Friday, July 5, 2019

No One Knows What the Dead Think - No One Knows What the Dead Think

BWAAAAAAHHH

I've got a confession: I love grind but pretty much never want to listen to it.  I'm not sure why, I think I'm just rarely in the mood for such laser focused hyperviolence all the time.  I've got some pet bands, y'all know how much I love Rotten Sound and Wormrot for example, but it's just not my usual stomping ground.  And so, because of that, I've never actually listened to Discordance Axis or Grindlink before.  I know they're big deals, but I just stuck with Insect Warfare for a long time and didn't bother to venture beyond that.  So the new self titled release from No One Knows What the Dead Think caught me by total surprise.  I brought this up to some friends and they were all like "Oh yeah I've been waiting for this, it's really cool to see Chang and Marton working together again" and I just had no idea who the fuck these dudes were.

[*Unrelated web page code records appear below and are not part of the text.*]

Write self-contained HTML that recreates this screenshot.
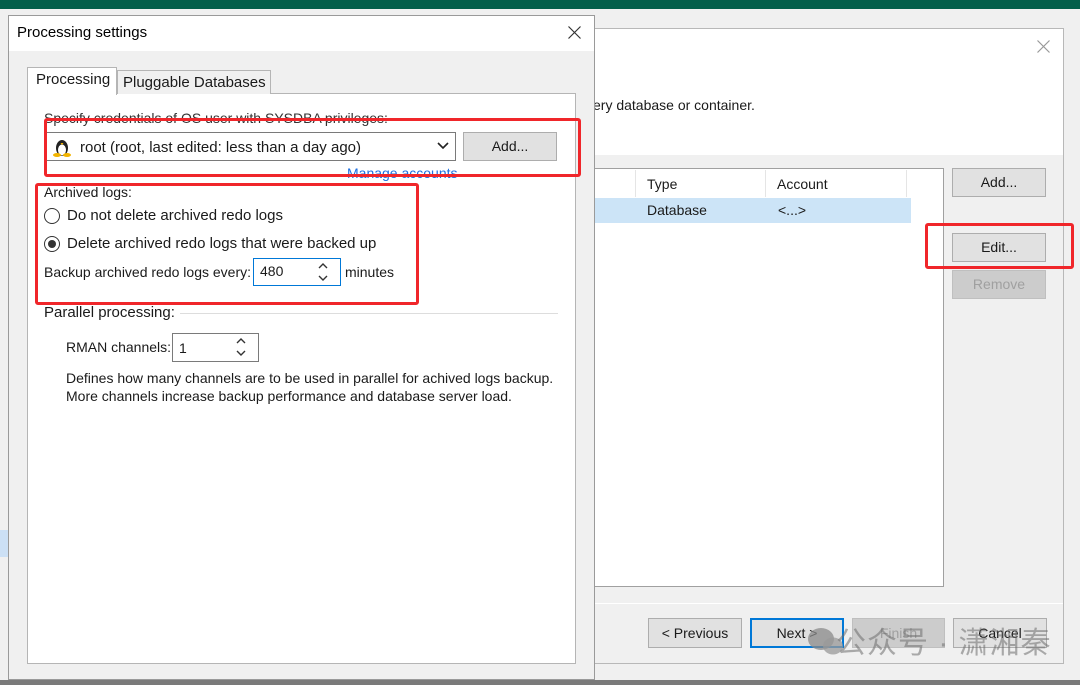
<!DOCTYPE html>
<html><head><meta charset="utf-8"><style>
*{margin:0;padding:0;box-sizing:border-box}
body{width:1080px;height:685px;overflow:hidden;background:#f0f0f0;font-family:"Liberation Sans","Noto Sans CJK SC",sans-serif;font-size:14px;color:#1a1a1a;position:relative}
.a{position:absolute;white-space:nowrap}
.btn{position:absolute;background:#e1e1e1;border:1px solid #adadad;text-align:center;font-size:14px}
.red{position:absolute;border:3px solid #f0262a;border-radius:3px}
</style></head><body>
<div class="a" style="left:0;top:0;width:1080px;height:9px;background:#035f4a"></div>
<div class="a" style="left:0;top:530px;width:8px;height:27px;background:#cce0f5"></div>
<!-- right wizard window -->
<div class="a" style="left:594px;top:28px;width:470px;height:636px;background:#f0f0f0;border:1px solid #b8b8b8"></div>
<div class="a" style="left:594px;top:29px;width:469px;height:126px;background:#fff"></div>
<svg class="a" style="left:1037px;top:40px" width="13" height="13"><path d="M0.5 0.5l12 12M12.5 0.5l-12 12" stroke="#999" stroke-width="1.2"/></svg>
<div class="a" style="left:593px;top:97px">ery database or container.</div>
<div class="a" style="left:594px;top:168px;width:350px;height:419px;background:#fff;border:1px solid #a0a0a0;border-left:none"></div>
<div class="a" style="left:635px;top:170px;width:1px;height:27px;background:#e5e5e5"></div>
<div class="a" style="left:765px;top:170px;width:1px;height:27px;background:#e5e5e5"></div>
<div class="a" style="left:906px;top:170px;width:1px;height:27px;background:#e5e5e5"></div>
<div class="a" style="left:647px;top:176px">Type</div>
<div class="a" style="left:777px;top:176px">Account</div>
<div class="a" style="left:594px;top:198px;width:317px;height:25px;background:#cce4f7"></div>
<div class="a" style="left:647px;top:202px">Database</div>
<div class="a" style="left:778px;top:202px">&lt;...&gt;</div>
<div class="btn" style="left:952px;top:168px;width:94px;height:29px;line-height:27px">Add...</div>
<div class="btn" style="left:952px;top:233px;width:94px;height:29px;line-height:27px">Edit...</div>
<div class="btn" style="left:952px;top:270px;width:94px;height:29px;line-height:27px;color:#a0a0a0;background:#ccc;border-color:#bfbfbf">Remove</div>
<div class="red" style="left:925px;top:223px;width:149px;height:46px"></div>
<div class="a" style="left:594px;top:603px;width:469px;height:1px;background:#fff"></div>
<div class="btn" style="left:648px;top:618px;width:94px;height:30px;line-height:28px">&lt; Previous</div>
<div class="btn" style="left:750px;top:618px;width:94px;height:30px;line-height:26px;border:2px solid #0078d7">Next &gt;</div>
<div class="btn" style="left:852px;top:618px;width:93px;height:30px;line-height:28px;color:#a0a0a0;background:#ccc;border-color:#bfbfbf">Finish</div>
<div class="btn" style="left:953px;top:618px;width:94px;height:30px;line-height:28px">Cancel</div>
<svg class="a" style="left:806px;top:624px" width="40" height="34"><ellipse cx="15" cy="15" rx="13" ry="11" fill="#8a8a8a" opacity=".75"/><ellipse cx="27" cy="22" rx="10" ry="8.5" fill="#9a9a9a" opacity=".75"/></svg>
<div class="a" style="left:836px;top:618px;font-size:30px;letter-spacing:1px;color:rgba(110,110,110,.55)">公众号 · 潇湘秦</div>
<div class="a" style="left:0;top:680px;width:1080px;height:5px;background:#7a7a7a"></div>
<!-- processing dialog -->
<div class="a" style="left:8px;top:15px;width:587px;height:665px;background:#f0f0f0;border:1px solid #9a9a9a"></div>
<div class="a" style="left:9px;top:16px;width:585px;height:35px;background:#fff"></div>
<div class="a" style="left:17px;top:24px;font-size:15px;color:#000">Processing settings</div>
<svg class="a" style="left:568px;top:26px" width="13" height="13"><path d="M0.5 0.5l12 12M12.5 0.5l-12 12" stroke="#333" stroke-width="1.2"/></svg>
<div class="a" style="left:27px;top:93px;width:549px;height:571px;background:#fff;border:1px solid #b5b5b5"></div>
<div class="a" style="left:117px;top:70px;width:154px;height:24px;background:#f0f0f0;border:1px solid #b5b5b5;border-bottom:none;font-size:15px;padding:3px 0 0 5px">Pluggable Databases</div>
<div class="a" style="left:27px;top:67px;width:90px;height:28px;background:#fff;border:1px solid #b5b5b5;border-bottom:none;font-size:15px;padding:3px 0 0 8px">Processing</div>
<div class="a" style="left:44px;top:110px;color:#333">Specify credentials of OS user with SYSDBA privileges:</div>
<div class="a" style="left:46px;top:132px;width:410px;height:29px;background:#fff;border:1px solid #7a7a7a"></div>
<svg class="a" style="left:53px;top:137px" width="18" height="20"><ellipse cx="9" cy="11" rx="6" ry="8" fill="#222"/><ellipse cx="9" cy="13" rx="4" ry="5.5" fill="#fff"/><ellipse cx="4" cy="18" rx="4" ry="2" fill="#f2b400"/><ellipse cx="14" cy="18" rx="4" ry="2" fill="#f2b400"/><path d="M7.5 6h3l-1.5 2z" fill="#f2b400"/></svg>
<div class="a" style="left:80px;top:139px;font-size:15px">root (root, last edited: less than a day ago)</div>
<svg class="a" style="left:437px;top:142px" width="12" height="8"><path d="M1 1l5 5 5-5" stroke="#222" stroke-width="1.6" fill="none"/></svg>
<div class="btn" style="left:463px;top:132px;width:94px;height:29px;line-height:27px">Add...</div>
<div class="a" style="left:347px;top:165px;color:#1e6fe0">Manage accounts</div>
<div class="red" style="left:44px;top:118px;width:537px;height:59px"></div>
<div class="a" style="left:44px;top:184px">Archived logs:</div>
<div class="a" style="left:44px;top:208px;width:16px;height:16px;border:1px solid #333;border-radius:50%;background:#fff"></div>
<div class="a" style="left:67px;top:207px;font-size:15px">Do not delete archived redo logs</div>
<div class="a" style="left:44px;top:236px;width:16px;height:16px;border:1px solid #333;border-radius:50%;background:#fff"></div>
<div class="a" style="left:48px;top:240px;width:8px;height:8px;border-radius:50%;background:#333"></div>
<div class="a" style="left:67px;top:235px;font-size:15px">Delete archived redo logs that were backed up</div>
<div class="a" style="left:44px;top:264px">Backup archived redo logs every:</div>
<div class="a" style="left:253px;top:258px;width:88px;height:28px;background:#fff;border:1px solid #0078d7"></div>
<div class="a" style="left:260px;top:263px">480</div>
<svg class="a" style="left:317px;top:261px" width="12" height="22"><path d="M2 7l4-4 4 4M2 15l4 4 4-4" stroke="#333" stroke-width="1.4" fill="none"/></svg>
<div class="a" style="left:345px;top:264px">minutes</div>
<div class="red" style="left:35px;top:183px;width:384px;height:122px"></div>
<div class="a" style="left:44px;top:304px;font-size:15px">Parallel processing:</div>
<div class="a" style="left:180px;top:313px;width:378px;height:1px;background:#ddd"></div>
<div class="a" style="left:66px;top:339px">RMAN channels:</div>
<div class="a" style="left:172px;top:333px;width:87px;height:29px;background:#fff;border:1px solid #7a7a7a"></div>
<div class="a" style="left:179px;top:340px">1</div>
<svg class="a" style="left:235px;top:336px" width="12" height="22"><path d="M2 7l4-4 4 4M2 15l4 4 4-4" stroke="#333" stroke-width="1.4" fill="none"/></svg>
<div class="a" style="left:66px;top:369px;line-height:18px">Defines how many channels are to be used in parallel for achived logs backup.<br>More channels increase backup performance and database server load.</div>
</body></html>
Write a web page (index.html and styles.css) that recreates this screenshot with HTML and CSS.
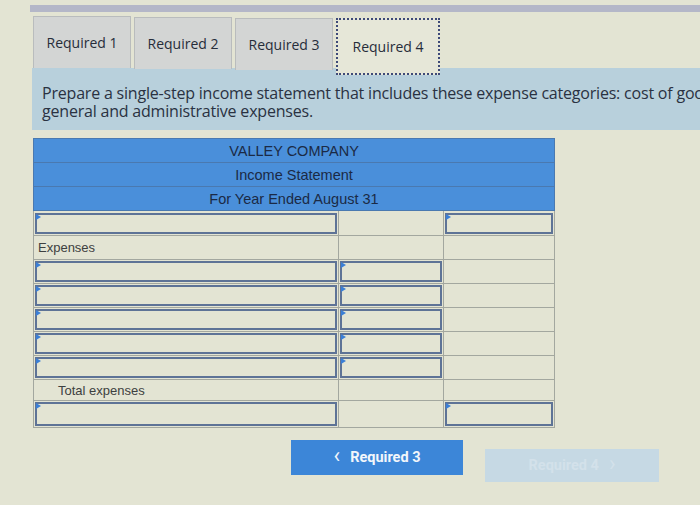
FILE: index.html
```html
<!DOCTYPE html>
<html>
<head>
<meta charset="utf-8">
<link rel="stylesheet" href="styles.css">
</head>
<body>
<div class="page">
  <div class="topbar"></div>
  <div class="tabs">
    <div class="tab">Required 1</div>
    <div class="tab">Required 2</div>
    <div class="tab">Required 3</div>
    <div class="tab active">Required 4</div>
  </div>
  <div class="prompt">
    <p>Prepare a single-step income statement that includes these expense categories: cost of goods sold, selling expenses, and<br>general and administrative expenses.</p>
  </div>
  <table class="stmt">
    <colgroup><col class="c1"><col class="c2"><col class="c3"></colgroup>
    <tr class="hd"><td colspan="3">VALLEY COMPANY</td></tr>
    <tr class="hd"><td colspan="3">Income Statement</td></tr>
    <tr class="hd"><td colspan="3">For Year Ended August 31</td></tr>
    <tr class="r tall"><td><div class="inp"></div></td><td></td><td><div class="inp"></div></td></tr>
    <tr class="r"><td class="lbl">Expenses</td><td></td><td></td></tr>
    <tr class="r"><td><div class="inp"></div></td><td><div class="inp"></div></td><td></td></tr>
    <tr class="r"><td><div class="inp"></div></td><td><div class="inp"></div></td><td></td></tr>
    <tr class="r"><td><div class="inp"></div></td><td><div class="inp"></div></td><td></td></tr>
    <tr class="r"><td><div class="inp"></div></td><td><div class="inp"></div></td><td></td></tr>
    <tr class="r"><td><div class="inp"></div></td><td><div class="inp"></div></td><td></td></tr>
    <tr class="r short"><td class="lbl ind">Total expenses</td><td></td><td></td></tr>
    <tr class="r last"><td><div class="inp"></div></td><td></td><td><div class="inp"></div></td></tr>
  </table>
  <div class="nav">
    <div class="btn prev"><span class="chev">&lsaquo;</span> Required 3</div>
    <div class="btn next">Required 4 <span class="chev">&rsaquo;</span></div>
  </div>
</div>
</body>
</html>
```
FILE: styles.css
```css
html, body {
  margin: 0;
  padding: 0;
  background: #e3e4d3;
  overflow: hidden;
  width: 700px;
  height: 505px;
}
.page {
  padding-top: 5px;
  padding-left: 30px;
  font-family: "Liberation Sans", Arial, sans-serif;
}
.topbar {
  height: 7px;
  background: #b4b7c8;
}
.tabs {
  display: flex;
  align-items: flex-start;
  gap: 3px;
  margin-top: 4px;
  margin-left: 3px;
  height: 52px;
}
.tab {
  box-sizing: border-box;
  width: 98px;
  height: 52px;
  background: #d3d5d4;
  border: 1px solid #b9bcbd;
  border-bottom: none;
  display: flex;
  align-items: center;
  justify-content: center;
  font-family: "Open Sans", sans-serif;
  font-size: 14px;
  color: #262d3a;
}
.tab:nth-child(2) { margin-top: 1px; }
.tab:nth-child(3) { margin-top: 2px; }
.tab.active {
  width: 104px;
  height: 57px;
  margin-top: 2px;
  background: #e6e7d8;
  border: 2px dotted #3e4a78;
  position: relative;
  z-index: 1;
}
.prompt {
  margin-left: 2px;
  background: #b8d0dc;
  height: 62px;
  box-sizing: border-box;
  padding: 16px 0 0 10px;
  white-space: nowrap;
  overflow: hidden;
}
.prompt p {
  margin: 0;
  font-family: "Open Sans", sans-serif;
  font-size: 16px;
  line-height: 18px;
  letter-spacing: -0.2px;
  color: #2a3242;
}
.stmt {
  margin-top: 8px;
  margin-left: 3px;
  width: 521px;
  border-collapse: collapse;
  table-layout: fixed;
}
.stmt td {
  padding: 0;
  border: 1px solid #a3a79f;
}
.hd td {
  background: #4a8fda;
  border-color: #4a79b0;
  text-align: center;
  height: 23px;
  font-size: 14.5px;
  color: #1b2a45;
}
.r td { height: 23px; }
.r.tall td { height: 24px; }
.r.short td { height: 20px; }
.r.last td { height: 26px; }
.r.last .inp { height: 24px; }
col.c1 { width: 305px; }
col.c2 { width: 105px; }
col.c3 { width: 111px; }
.lbl {
  font-size: 13px;
  color: #3d4040;
  padding-left: 4px !important;
  vertical-align: middle;
}
.lbl.ind { padding-left: 24px !important; }
.inp {
  box-sizing: border-box;
  height: 21px;
  margin: 1px;
  border: 2px solid #5e7396;
  position: relative;
}
.inp::before {
  content: "";
  position: absolute;
  left: -1px;
  top: -1px;
  border-left: 5px solid #3b7fd6;
  border-top: 3px solid transparent;
  border-bottom: 3px solid transparent;
}
.nav {
  display: flex;
  align-items: flex-start;
  margin-left: 261px;
  margin-top: 12px;
  gap: 22px;
}
.btn {
  box-sizing: border-box;
  height: 35px;
  width: 172px;
  display: flex;
  align-items: center;
  justify-content: center;
  gap: 10px;
  font-family: "Roboto", "Liberation Sans", sans-serif;
  font-weight: bold;
  font-size: 14.5px;
}
.prev {
  background: #3c86d8;
  color: #f2f6fb;
}
.next {
  margin-top: 9px;
  width: 174px;
  height: 33px;
  background: #c6d9e4;
  color: #d3e1ea;
}
.chev {
  font-size: 22px;
  line-height: 1;
  margin-top: -3px;
  font-weight: normal;
}
```
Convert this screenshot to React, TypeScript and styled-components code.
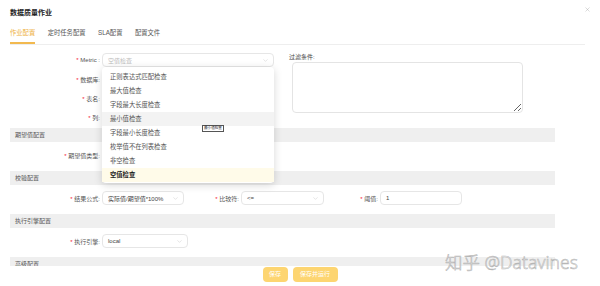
import styled, { createGlobalStyle } from "styled-components";
import { ChevronDown, X } from "lucide-react";

const GlobalStyle = createGlobalStyle`
  html, body {
    margin: 0;
    padding: 0;
    background: #fff;
  }
  body {
    font-family: "Liberation Sans", "Noto Sans CJK SC", sans-serif;
  }
`;

const Modal = styled.div`
  position: relative;
  width: 600px;
  height: 286px;
  display: flex;
  flex-direction: column;
  background: #fff;
  overflow: hidden;
`;

const Header = styled.div`
  display: flex;
  align-items: center;
  justify-content: space-between;
  height: 18px;
  padding: 3px 9px 0 10px;
`;

const Title = styled.div`
  font-size: 7px;
  font-weight: bold;
  color: #222;
`;

const CloseBtn = styled.span`
  display: flex;
  color: #999;
  margin-top: -6px;
`;

const Tabs = styled.div`
  display: flex;
  gap: 12.5px;
  margin: 0 15px 0 10px;
  height: 23px;
  border-bottom: 1px solid #eee;
`;

const Tab = styled.div<{ $active?: boolean }>`
  display: flex;
  align-items: center;
  font-size: 6.3px;
  color: ${({ $active }) => ($active ? "#eeb03c" : "#555")};
  border-bottom: 2px solid ${({ $active }) => ($active ? "#f2b94f" : "transparent")};
  padding-top: 2px;
  box-sizing: border-box;
`;

const Body = styled.div`
  flex: 1;
  overflow: hidden;
  padding: 8px 45px 0 10px;
`;

const TopGrid = styled.div`
  display: flex;
  gap: 15px;
`;

const LeftCol = styled.div`
  width: 264px;
  display: flex;
  flex-direction: column;
  gap: 5px;
`;

const RightCol = styled.div`
  display: flex;
  flex-direction: column;
  gap: 1px;
`;

const FilterLabel = styled.div`
  font-size: 6px;
  color: #444;
  height: 8px;
  line-height: 8px;
`;

const TextArea = styled.textarea`
  width: 231px;
  height: 51px;
  margin-left: 3px;
  box-sizing: border-box;
  border: 1px solid #e4e4e4;
  border-radius: 4px;
  outline: none;
`;

const Row = styled.div`
  display: flex;
  align-items: center;
  gap: 2px;
  height: 14px;
`;

const Label = styled.div<{ $w: number }>`
  width: ${({ $w }) => $w}px;
  text-align: right;
  font-size: 6px;
  color: #555;
  white-space: nowrap;
  &::before {
    content: "* ";
    color: #f5222d;
  }
`;

const SelectBox = styled.div<{ $w: number }>`
  position: relative;
  width: ${({ $w }) => $w}px;
  height: 14px;
  box-sizing: border-box;
  border: 1px solid #e6e6e6;
  border-radius: 4px;
  display: flex;
  align-items: center;
  justify-content: space-between;
  padding: 0 4px 0 5px;
  font-size: 6px;
  color: #444;
  background: #fff;
`;

const Placeholder = styled.span`
  color: #bbb;
`;

const Dropdown = styled.div`
  position: absolute;
  z-index: 5;
  top: 13px;
  left: -1px;
  width: 172px;
  padding: 3px 0 1px;
  background: #fff;
  border-radius: 4px;
  box-shadow: 0 2px 8px rgba(0, 0, 0, 0.16);
`;

const Option = styled.div<{ $hover?: boolean; $selected?: boolean }>`
  height: 14px;
  line-height: 14px;
  padding-left: 8px;
  font-size: 6.3px;
  color: ${({ $selected }) => ($selected ? "#222" : "#555")};
  font-weight: ${({ $selected }) => ($selected ? "bold" : "normal")};
  background: ${({ $hover, $selected }) =>
    $selected ? "#fffbe9" : $hover ? "#f3f3f3" : "transparent"};
`;

const Tip = styled.div`
  position: absolute;
  left: 100px;
  top: 58px;
  padding: 0 1px;
  border: 0.5px solid #555;
  background: #fff;
  font-size: 3.6px;
  line-height: 5px;
  color: #222;
  white-space: nowrap;
`;

const Section = styled.div`
  margin-top: 4px;
  display: flex;
  flex-direction: column;
  gap: 6px;
  padding-bottom: 5px;
`;

const SectionBar = styled.div`
  height: 14px;
  line-height: 14px;
  background: #efefef;
  padding-left: 5px;
  font-size: 6px;
  color: #555;
`;

const Footer = styled.div`
  height: 19px;
  display: flex;
  justify-content: center;
  align-items: flex-start;
  gap: 5px;
  background: #fff;
  padding-top: 1px;
`;

const Button = styled.div<{ $w: number }>`
  width: ${({ $w }) => $w}px;
  height: 15px;
  line-height: 15px;
  text-align: center;
  border-radius: 4px;
  background: #fdd571;
  color: #fff;
  font-size: 6px;
`;

const Watermark = styled.div`
  position: absolute;
  left: 445px;
  top: 249px;
  font-family: "Noto Sans", "Noto Sans CJK SC", sans-serif;
  font-size: 17.5px;
  font-weight: 300;
  color: rgba(255, 255, 255, 0.9);
  -webkit-text-stroke: 0.6px rgba(150, 150, 150, 0.7);
  white-space: nowrap;
`;

const options = [
  "正则表达式匹配检查",
  "最大值检查",
  "字段最大长度检查",
  "最小值检查",
  "字段最小长度检查",
  "枚举值不在列表检查",
  "非空检查",
  "空值检查",
];

function Select({ w, value, placeholder, children }: { w: number; value?: string; placeholder?: string; children?: React.ReactNode }) {
  return (
    <SelectBox $w={w}>
      {value ? <span>{value}</span> : <Placeholder>{placeholder}</Placeholder>}
      <ChevronDown size={7} strokeWidth={1.3} color="#bbb" />
      {children}
    </SelectBox>
  );
}

export default function App() {
  return (
    <Modal>
      <GlobalStyle />
      <Header>
        <Title>数据质量作业</Title>
        <CloseBtn>
          <X size={7} strokeWidth={1.2} />
        </CloseBtn>
      </Header>
      <Tabs>
        <Tab $active>作业配置</Tab>
        <Tab>定时任务配置</Tab>
        <Tab>SLA配置</Tab>
        <Tab>配置文件</Tab>
      </Tabs>
      <Body>
        <TopGrid>
          <LeftCol>
            <Row>
              <Label $w={90}>Metric :</Label>
              <Select w={172} placeholder="空值检查">
                <Dropdown>
                  {options.map((o) => (
                    <Option key={o} $hover={o === "最小值检查"} $selected={o === "空值检查"}>
                      {o}
                    </Option>
                  ))}
                  <Tip>最小值检查</Tip>
                </Dropdown>
              </Select>
            </Row>
            <Row>
              <Label $w={90}>数据库:</Label>
              <Select w={172} />
            </Row>
            <Row>
              <Label $w={90}>表名:</Label>
              <Select w={172} />
            </Row>
            <Row>
              <Label $w={90}>列:</Label>
              <Select w={172} />
            </Row>
          </LeftCol>
          <RightCol>
            <FilterLabel>过滤条件:</FilterLabel>
            <TextArea />
          </RightCol>
        </TopGrid>
        <Section>
          <SectionBar>期望值配置</SectionBar>
          <Row>
            <Label $w={90}>期望值类型:</Label>
            <Select w={172} />
          </Row>
        </Section>
        <Section>
          <SectionBar>校验配置</SectionBar>
          <Row>
            <Label $w={90}>结果公式:</Label>
            <Select w={82} value="实际值/期望值*100%" />
            <Label $w={53}>比较符:</Label>
            <Select w={83} value="<=" />
            <Label $w={52}>阈值:</Label>
            <SelectBox $w={82}>1</SelectBox>
          </Row>
        </Section>
        <Section>
          <SectionBar>执行引擎配置</SectionBar>
          <Row>
            <Label $w={90}>执行引擎:</Label>
            <Select w={86} value="local" />
          </Row>
        </Section>
        <Section>
          <SectionBar>高级配置</SectionBar>
        </Section>
      </Body>
      <Footer>
        <Button $w={25}>保存</Button>
        <Button $w={45}>保存并运行</Button>
      </Footer>
      <Watermark>知乎 @Datavines</Watermark>
    </Modal>
  );
}
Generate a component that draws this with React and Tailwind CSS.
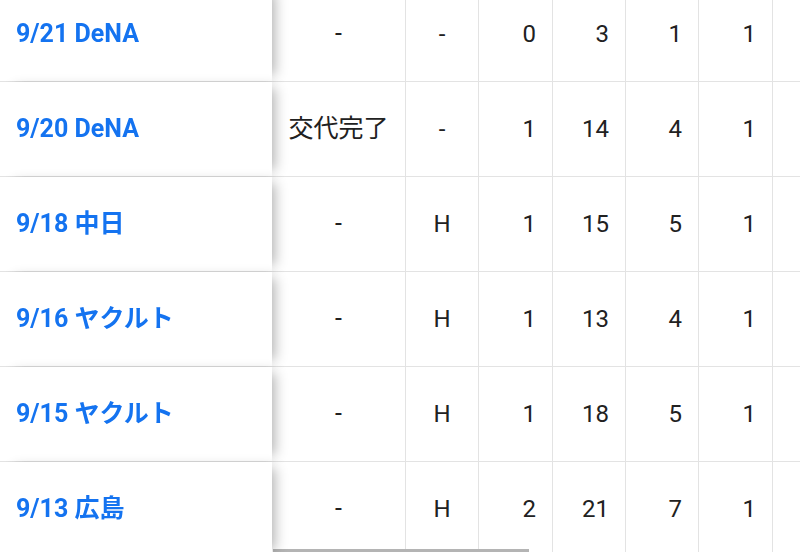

But yeah, assuming you're more in the know than I am, after Discordance Axis broke up in 2001, Rob Marton basically disappeared from music entirely while Jon Chang and terminal fill-in Steve Procopio formed Grindlink, who went to have a lot of success in their own right.  But now, eighteen years later, Marton and Chang have hooked up again and have apparently delivered what is essentially the fourth DA album with No One Knows What the Dead Think.  And frankly?  This fucking smashes.  Like usual, this is only ten tracks and runs less than 19 minutes, so it's just a short blast of intensity but god damn is it intense.  I don't know how they sounded in the past, but right now this is just god damned insane.  Musically it's very spastic, with riffs that jump around the fretboard like a spinning rubik's cube, and drumming that keeps time like a nuclear bomb keeps its shell intact.  Kyosuke Nakano is another name I don't recognize since I never kept up with grind as much as I should've, but if his drumming here is indicative of what he accomplished with Cohol, then that's just another monster I need to check out (though according to MA they played black metal so I can only assume it's of the Deathspell Omega variety).  He's all over the damn kit, rarely playing a steady beat and almost always spazzing out into quadruple time blasts at every opportunity and playing tumbling fills every six nanoseconds.  The musical section of the band sounds like its completely coming apart at the seams and I absolutely adore it.

But really, Jon Chang is the highlight here, because his vocals sound like he's just getting stabbed over and over again.  He has a really dry and extremely high pitched shriek that punches through the mix to strongly that your speakers might as well grow arms and bitchslap you.  The whole thing sounds like total fucking chaos at all times anyway, but his hellish banshee wails just push it over the edge and sends the whole experience careening down a mountainside in a cartoonish fight cloud.  Every time the band seems like they're going to rein it in and deliver less manic segment like the chugging riff at the end of "Dagger Before Me" or the simple eighth notes that open "Rakuyo" he'll be sure to signal his entrance with a piercing shriek and before you know it the music sounds like an avalanche again.  That's pretty much the whole album in a nutshell, whenever one of the three guys slows down the other two start losing their shit even harder.  Check out the sustained chords in "Cinder" where Marton plays some whole notes while the drums start blasting even faster and the vocals start flying off the rails.  It's complete sustained mania that stays wild even when it chills out. 

Bottom line, this is one of the biggest surprises of the promo experiment for me, because this is a total fucking knockout.  It's sort of the same reason I like Gotsu Totsu Kotsu so much, even though they're obviously different different bands.  This is pure maximalism, even from a three piece that doesn't feature a bassist.  Every single second is loaded with more activity than any second can logically provide and so the songs all just kinda mindfuck the space-time contiuum and transfer that physics-defying beating to your eardrums.  I can dig a subtle and emotional album, but that's not what I want from grind.  No One Knows What the Dead Think is exactly what I want from grind, and that's pure chaotic noise and excessive bloody violence.  I don't care if it's barely 15 minutes long, this is a genuine candidate for album of the year.


RATING: 95%

1 comment:

  1. You docked it 5% because it isn't Agoraphobic Nosebleed.